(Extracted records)
········

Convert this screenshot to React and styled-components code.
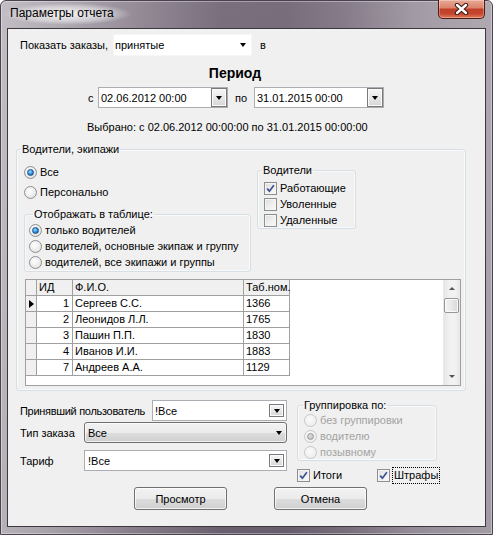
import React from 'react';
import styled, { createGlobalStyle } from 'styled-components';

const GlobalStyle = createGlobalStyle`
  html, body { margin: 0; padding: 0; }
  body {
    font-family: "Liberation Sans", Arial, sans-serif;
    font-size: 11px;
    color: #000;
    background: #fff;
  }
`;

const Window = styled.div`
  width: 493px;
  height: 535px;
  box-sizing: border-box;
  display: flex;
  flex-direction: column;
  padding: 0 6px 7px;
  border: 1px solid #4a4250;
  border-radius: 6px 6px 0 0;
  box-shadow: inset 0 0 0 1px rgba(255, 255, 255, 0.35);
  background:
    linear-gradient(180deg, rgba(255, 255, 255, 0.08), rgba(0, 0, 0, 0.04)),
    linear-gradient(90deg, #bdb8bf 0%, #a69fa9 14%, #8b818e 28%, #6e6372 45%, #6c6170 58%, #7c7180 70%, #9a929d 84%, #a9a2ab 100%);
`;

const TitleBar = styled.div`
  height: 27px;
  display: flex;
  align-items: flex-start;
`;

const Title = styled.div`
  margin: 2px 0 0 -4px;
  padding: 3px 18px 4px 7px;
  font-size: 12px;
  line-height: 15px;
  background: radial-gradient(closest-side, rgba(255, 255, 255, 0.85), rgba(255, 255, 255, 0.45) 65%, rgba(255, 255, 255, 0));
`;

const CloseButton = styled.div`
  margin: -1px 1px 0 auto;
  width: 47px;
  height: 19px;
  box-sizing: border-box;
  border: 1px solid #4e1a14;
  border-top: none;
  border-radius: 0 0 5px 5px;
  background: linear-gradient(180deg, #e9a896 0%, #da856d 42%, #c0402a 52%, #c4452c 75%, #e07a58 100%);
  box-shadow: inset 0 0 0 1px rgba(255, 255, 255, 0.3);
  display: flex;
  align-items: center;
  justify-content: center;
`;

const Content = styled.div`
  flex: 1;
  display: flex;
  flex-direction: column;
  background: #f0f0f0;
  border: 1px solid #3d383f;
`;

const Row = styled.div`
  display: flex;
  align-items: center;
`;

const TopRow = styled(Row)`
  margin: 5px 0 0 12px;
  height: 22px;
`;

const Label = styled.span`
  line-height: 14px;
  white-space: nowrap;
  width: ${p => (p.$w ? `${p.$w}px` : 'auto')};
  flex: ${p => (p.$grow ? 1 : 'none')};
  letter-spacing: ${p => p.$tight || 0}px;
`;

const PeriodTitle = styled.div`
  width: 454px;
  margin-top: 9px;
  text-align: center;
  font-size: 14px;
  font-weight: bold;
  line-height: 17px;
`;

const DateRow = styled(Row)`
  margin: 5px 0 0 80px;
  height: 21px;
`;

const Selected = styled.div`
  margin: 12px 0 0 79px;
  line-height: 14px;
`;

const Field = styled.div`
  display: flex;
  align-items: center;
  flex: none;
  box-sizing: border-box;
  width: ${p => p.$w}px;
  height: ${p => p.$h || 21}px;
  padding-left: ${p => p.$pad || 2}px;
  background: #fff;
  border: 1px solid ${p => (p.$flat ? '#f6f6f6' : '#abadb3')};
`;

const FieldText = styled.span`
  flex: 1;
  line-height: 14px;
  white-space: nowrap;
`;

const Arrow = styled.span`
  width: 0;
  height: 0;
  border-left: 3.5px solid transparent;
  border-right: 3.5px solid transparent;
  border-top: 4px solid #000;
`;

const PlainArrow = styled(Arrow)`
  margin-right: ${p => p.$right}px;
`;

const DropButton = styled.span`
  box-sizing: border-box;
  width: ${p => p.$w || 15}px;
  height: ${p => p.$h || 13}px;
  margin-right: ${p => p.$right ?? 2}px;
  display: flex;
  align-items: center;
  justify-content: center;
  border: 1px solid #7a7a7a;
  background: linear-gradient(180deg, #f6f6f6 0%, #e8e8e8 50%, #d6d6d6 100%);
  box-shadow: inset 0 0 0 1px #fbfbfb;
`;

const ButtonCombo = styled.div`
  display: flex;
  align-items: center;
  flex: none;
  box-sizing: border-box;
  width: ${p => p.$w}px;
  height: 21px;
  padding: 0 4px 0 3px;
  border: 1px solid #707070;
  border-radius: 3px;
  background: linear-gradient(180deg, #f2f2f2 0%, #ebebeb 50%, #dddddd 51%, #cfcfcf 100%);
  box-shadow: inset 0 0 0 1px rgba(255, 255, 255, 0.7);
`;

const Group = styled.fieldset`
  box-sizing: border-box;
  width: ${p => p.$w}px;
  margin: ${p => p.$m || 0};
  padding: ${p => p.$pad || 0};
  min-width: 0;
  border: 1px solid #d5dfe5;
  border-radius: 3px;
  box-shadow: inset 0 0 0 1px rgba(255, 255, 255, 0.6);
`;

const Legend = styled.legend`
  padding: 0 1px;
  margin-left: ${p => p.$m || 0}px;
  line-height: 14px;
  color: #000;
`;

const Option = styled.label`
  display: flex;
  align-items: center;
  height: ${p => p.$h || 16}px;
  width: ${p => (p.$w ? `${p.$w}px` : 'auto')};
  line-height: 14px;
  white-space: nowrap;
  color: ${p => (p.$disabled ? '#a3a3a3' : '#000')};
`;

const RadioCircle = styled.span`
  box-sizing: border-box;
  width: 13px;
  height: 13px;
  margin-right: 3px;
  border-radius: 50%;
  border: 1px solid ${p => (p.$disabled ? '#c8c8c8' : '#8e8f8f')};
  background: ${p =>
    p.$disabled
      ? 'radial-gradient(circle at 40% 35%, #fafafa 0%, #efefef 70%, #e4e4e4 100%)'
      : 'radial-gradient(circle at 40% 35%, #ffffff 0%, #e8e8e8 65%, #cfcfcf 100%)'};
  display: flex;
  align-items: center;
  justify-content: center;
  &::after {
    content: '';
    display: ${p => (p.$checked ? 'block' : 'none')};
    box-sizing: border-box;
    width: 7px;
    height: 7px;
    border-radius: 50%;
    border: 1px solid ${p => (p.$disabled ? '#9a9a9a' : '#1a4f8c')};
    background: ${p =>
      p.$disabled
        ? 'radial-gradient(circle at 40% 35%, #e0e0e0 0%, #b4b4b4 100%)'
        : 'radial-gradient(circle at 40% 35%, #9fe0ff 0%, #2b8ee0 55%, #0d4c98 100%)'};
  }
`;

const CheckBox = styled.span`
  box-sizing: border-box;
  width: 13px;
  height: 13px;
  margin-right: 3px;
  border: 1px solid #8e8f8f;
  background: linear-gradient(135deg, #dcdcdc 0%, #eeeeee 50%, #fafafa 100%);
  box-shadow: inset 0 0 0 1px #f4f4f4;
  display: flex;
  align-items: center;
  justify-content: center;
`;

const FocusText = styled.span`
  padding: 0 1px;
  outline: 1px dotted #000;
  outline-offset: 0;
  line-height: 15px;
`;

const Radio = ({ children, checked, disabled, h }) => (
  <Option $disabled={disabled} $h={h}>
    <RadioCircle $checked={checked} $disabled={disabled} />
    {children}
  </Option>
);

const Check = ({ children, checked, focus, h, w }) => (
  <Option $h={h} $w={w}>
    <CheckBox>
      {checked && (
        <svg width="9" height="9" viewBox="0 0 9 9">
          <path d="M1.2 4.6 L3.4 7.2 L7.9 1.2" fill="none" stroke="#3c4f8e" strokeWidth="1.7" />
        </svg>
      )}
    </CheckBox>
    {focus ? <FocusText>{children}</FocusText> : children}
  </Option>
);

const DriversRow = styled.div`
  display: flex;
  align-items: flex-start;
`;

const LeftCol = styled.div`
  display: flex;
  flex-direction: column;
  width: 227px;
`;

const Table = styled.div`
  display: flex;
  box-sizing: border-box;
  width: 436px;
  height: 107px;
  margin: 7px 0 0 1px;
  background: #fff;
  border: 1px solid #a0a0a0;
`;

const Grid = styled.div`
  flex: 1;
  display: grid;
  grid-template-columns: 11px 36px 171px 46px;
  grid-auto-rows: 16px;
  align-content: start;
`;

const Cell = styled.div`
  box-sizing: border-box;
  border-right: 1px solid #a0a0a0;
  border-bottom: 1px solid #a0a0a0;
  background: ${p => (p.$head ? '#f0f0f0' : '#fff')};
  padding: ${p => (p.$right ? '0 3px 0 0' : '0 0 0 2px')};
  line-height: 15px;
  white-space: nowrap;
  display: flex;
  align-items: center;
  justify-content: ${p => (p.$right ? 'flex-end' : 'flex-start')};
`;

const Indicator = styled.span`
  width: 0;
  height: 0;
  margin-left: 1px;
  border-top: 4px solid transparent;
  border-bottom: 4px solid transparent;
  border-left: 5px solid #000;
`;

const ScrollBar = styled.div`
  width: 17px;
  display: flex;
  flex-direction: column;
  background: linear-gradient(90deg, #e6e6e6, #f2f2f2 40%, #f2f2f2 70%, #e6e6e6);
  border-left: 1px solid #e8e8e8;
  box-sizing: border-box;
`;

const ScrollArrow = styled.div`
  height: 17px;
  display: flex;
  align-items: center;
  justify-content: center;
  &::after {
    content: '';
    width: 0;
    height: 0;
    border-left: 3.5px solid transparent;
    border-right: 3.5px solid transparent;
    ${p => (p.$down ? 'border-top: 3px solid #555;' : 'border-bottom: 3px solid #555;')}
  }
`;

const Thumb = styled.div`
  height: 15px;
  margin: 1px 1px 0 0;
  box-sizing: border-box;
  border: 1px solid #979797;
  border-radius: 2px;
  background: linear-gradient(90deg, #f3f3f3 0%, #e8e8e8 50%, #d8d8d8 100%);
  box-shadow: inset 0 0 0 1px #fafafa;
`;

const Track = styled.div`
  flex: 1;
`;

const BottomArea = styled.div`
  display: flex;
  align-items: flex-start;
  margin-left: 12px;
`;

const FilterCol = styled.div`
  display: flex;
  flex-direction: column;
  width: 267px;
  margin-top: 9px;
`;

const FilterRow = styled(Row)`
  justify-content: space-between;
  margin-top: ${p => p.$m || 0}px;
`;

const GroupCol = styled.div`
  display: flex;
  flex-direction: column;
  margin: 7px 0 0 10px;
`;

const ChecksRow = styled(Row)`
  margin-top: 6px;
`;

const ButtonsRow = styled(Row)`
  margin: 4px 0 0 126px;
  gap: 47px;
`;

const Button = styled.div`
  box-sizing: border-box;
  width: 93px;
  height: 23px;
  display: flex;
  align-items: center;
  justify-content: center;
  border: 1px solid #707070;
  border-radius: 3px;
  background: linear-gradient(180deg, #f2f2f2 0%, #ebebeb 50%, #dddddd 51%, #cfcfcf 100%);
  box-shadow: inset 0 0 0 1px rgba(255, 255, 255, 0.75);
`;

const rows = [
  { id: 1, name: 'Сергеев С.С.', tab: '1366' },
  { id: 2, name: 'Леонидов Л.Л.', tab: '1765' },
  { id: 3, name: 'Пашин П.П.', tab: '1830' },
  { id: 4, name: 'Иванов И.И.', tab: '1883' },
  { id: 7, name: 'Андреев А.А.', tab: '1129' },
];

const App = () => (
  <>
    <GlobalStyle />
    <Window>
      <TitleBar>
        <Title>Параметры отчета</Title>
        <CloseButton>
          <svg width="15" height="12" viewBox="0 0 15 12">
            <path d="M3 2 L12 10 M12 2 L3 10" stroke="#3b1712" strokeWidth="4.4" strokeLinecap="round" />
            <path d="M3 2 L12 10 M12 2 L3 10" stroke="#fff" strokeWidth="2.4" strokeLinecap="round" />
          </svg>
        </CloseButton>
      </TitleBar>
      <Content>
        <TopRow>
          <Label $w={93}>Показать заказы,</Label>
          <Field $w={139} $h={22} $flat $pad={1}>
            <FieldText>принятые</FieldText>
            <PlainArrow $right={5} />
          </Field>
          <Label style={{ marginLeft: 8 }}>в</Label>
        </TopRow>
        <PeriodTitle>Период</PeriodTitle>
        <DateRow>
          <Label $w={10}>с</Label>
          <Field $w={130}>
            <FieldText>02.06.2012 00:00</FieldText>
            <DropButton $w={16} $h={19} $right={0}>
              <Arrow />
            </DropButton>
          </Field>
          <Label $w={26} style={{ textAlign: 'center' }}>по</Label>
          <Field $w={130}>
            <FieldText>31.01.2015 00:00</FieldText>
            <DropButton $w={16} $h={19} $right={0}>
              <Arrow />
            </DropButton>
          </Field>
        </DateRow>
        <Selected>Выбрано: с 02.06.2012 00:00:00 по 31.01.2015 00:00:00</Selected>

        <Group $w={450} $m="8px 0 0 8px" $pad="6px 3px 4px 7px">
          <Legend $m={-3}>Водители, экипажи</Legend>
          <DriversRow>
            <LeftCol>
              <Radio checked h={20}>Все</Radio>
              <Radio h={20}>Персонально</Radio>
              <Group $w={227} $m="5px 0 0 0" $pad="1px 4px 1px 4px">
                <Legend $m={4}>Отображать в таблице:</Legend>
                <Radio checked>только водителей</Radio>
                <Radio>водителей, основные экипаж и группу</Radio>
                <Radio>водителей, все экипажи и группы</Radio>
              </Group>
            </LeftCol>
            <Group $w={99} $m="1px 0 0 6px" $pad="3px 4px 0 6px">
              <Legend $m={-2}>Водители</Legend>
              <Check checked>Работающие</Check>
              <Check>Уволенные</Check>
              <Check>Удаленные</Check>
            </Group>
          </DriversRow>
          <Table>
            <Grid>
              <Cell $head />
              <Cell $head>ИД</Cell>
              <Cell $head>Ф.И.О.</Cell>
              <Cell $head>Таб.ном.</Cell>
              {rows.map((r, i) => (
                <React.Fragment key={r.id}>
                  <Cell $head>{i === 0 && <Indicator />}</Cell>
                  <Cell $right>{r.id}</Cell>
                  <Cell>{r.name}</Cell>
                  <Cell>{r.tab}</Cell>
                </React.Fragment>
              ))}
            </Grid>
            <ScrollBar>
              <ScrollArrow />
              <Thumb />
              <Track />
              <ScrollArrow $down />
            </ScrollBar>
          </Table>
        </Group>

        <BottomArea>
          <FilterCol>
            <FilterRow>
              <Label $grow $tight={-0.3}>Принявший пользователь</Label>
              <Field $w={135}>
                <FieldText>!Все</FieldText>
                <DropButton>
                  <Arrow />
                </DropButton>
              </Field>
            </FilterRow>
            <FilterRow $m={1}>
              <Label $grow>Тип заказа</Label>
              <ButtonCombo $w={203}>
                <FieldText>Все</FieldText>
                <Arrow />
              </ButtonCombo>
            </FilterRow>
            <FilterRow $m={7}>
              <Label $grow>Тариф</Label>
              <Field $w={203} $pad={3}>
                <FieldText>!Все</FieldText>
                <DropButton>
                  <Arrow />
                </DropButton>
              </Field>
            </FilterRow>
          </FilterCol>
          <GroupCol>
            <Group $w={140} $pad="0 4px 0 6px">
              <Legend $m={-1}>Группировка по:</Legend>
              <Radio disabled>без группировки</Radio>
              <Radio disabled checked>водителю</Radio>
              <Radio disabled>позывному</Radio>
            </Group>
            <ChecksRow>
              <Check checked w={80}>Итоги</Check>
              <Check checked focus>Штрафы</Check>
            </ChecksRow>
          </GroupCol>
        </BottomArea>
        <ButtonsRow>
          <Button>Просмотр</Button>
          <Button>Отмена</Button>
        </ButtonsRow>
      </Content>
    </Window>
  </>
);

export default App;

········

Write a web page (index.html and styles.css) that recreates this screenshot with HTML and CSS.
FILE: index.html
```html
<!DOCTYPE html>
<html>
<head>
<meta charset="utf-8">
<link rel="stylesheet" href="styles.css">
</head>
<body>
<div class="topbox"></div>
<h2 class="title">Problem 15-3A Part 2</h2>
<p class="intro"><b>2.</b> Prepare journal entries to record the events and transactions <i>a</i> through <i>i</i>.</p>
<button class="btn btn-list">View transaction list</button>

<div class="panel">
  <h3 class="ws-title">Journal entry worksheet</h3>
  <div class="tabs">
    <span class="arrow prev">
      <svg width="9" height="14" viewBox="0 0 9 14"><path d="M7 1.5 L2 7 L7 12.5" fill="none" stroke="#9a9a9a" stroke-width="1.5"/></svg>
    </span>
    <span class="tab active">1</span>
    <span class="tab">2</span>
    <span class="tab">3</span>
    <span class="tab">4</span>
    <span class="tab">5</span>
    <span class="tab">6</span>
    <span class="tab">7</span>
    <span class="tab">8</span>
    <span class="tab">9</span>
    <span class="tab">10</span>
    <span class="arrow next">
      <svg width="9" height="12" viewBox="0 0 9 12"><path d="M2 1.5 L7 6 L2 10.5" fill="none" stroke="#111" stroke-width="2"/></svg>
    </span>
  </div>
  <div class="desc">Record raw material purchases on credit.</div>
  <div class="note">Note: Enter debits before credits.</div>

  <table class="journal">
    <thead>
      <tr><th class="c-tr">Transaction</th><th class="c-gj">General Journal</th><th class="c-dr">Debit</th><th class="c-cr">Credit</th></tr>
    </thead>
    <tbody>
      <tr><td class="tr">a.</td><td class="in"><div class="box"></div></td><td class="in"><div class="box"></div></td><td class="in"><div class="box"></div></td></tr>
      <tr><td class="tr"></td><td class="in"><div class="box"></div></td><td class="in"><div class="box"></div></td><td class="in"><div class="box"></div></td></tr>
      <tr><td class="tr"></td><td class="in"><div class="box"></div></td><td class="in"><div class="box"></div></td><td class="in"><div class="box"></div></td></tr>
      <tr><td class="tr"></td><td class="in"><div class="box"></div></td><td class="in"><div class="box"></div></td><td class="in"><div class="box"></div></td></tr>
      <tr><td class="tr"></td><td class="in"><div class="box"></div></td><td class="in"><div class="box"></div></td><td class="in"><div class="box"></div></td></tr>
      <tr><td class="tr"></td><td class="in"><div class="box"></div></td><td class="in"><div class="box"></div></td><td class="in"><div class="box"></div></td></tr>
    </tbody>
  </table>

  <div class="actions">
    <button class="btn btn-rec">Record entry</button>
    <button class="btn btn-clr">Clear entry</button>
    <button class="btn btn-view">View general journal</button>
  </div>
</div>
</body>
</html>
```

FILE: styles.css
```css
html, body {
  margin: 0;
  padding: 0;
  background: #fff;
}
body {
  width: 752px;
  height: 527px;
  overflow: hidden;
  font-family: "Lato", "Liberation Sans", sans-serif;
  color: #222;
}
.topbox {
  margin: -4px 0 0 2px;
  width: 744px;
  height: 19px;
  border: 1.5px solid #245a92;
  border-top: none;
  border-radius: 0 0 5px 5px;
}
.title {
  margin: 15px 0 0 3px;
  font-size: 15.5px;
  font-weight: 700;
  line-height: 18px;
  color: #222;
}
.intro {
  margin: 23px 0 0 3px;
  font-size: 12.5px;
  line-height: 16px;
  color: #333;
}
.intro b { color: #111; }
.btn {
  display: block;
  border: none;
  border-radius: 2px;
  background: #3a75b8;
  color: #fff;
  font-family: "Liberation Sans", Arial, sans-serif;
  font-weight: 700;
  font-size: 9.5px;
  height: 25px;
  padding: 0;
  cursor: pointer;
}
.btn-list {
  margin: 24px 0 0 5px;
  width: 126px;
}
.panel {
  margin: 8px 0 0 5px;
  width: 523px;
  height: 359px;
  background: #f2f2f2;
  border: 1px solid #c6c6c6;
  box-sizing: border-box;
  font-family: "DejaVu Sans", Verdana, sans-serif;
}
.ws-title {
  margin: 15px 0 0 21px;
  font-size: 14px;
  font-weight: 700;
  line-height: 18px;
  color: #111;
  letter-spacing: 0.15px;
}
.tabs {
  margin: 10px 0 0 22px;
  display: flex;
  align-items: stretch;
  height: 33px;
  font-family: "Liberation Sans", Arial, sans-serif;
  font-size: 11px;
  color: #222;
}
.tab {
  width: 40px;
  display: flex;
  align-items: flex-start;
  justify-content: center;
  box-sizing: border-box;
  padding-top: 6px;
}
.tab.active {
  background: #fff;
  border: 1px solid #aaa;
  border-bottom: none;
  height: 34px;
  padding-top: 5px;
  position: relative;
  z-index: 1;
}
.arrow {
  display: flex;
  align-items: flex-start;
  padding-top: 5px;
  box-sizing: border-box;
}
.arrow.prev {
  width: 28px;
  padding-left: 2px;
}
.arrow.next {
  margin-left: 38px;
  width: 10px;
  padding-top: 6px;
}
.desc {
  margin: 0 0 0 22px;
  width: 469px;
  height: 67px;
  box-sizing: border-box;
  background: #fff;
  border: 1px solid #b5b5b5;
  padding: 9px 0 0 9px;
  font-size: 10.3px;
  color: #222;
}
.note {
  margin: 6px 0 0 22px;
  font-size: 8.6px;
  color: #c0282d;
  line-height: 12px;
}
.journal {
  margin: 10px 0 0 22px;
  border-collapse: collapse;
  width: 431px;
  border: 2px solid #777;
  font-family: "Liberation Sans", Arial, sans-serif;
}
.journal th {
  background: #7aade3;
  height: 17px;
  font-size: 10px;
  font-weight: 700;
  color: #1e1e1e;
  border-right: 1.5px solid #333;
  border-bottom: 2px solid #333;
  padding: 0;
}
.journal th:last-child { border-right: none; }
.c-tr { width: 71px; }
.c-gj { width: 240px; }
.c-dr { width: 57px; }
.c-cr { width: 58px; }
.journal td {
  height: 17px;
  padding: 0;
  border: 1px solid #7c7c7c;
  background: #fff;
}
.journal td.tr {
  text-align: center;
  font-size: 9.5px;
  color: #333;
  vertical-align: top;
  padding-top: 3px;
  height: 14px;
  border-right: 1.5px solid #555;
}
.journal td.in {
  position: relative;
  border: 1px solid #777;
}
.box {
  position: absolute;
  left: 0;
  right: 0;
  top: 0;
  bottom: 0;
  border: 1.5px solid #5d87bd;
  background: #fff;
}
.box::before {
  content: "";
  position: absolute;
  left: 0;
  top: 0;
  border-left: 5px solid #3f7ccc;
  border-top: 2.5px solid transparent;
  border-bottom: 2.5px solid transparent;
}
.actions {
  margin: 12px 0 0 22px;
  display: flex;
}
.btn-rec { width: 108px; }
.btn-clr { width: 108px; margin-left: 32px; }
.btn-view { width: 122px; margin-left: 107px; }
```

········

* _TASK DESCRIPTION_:
Report each line in the preceding entries that holds the string "components".

* _RESULT BELOW_:
Convert this screenshot to React and styled-components code.
import styled, { createGlobalStyle } from 'styled-components';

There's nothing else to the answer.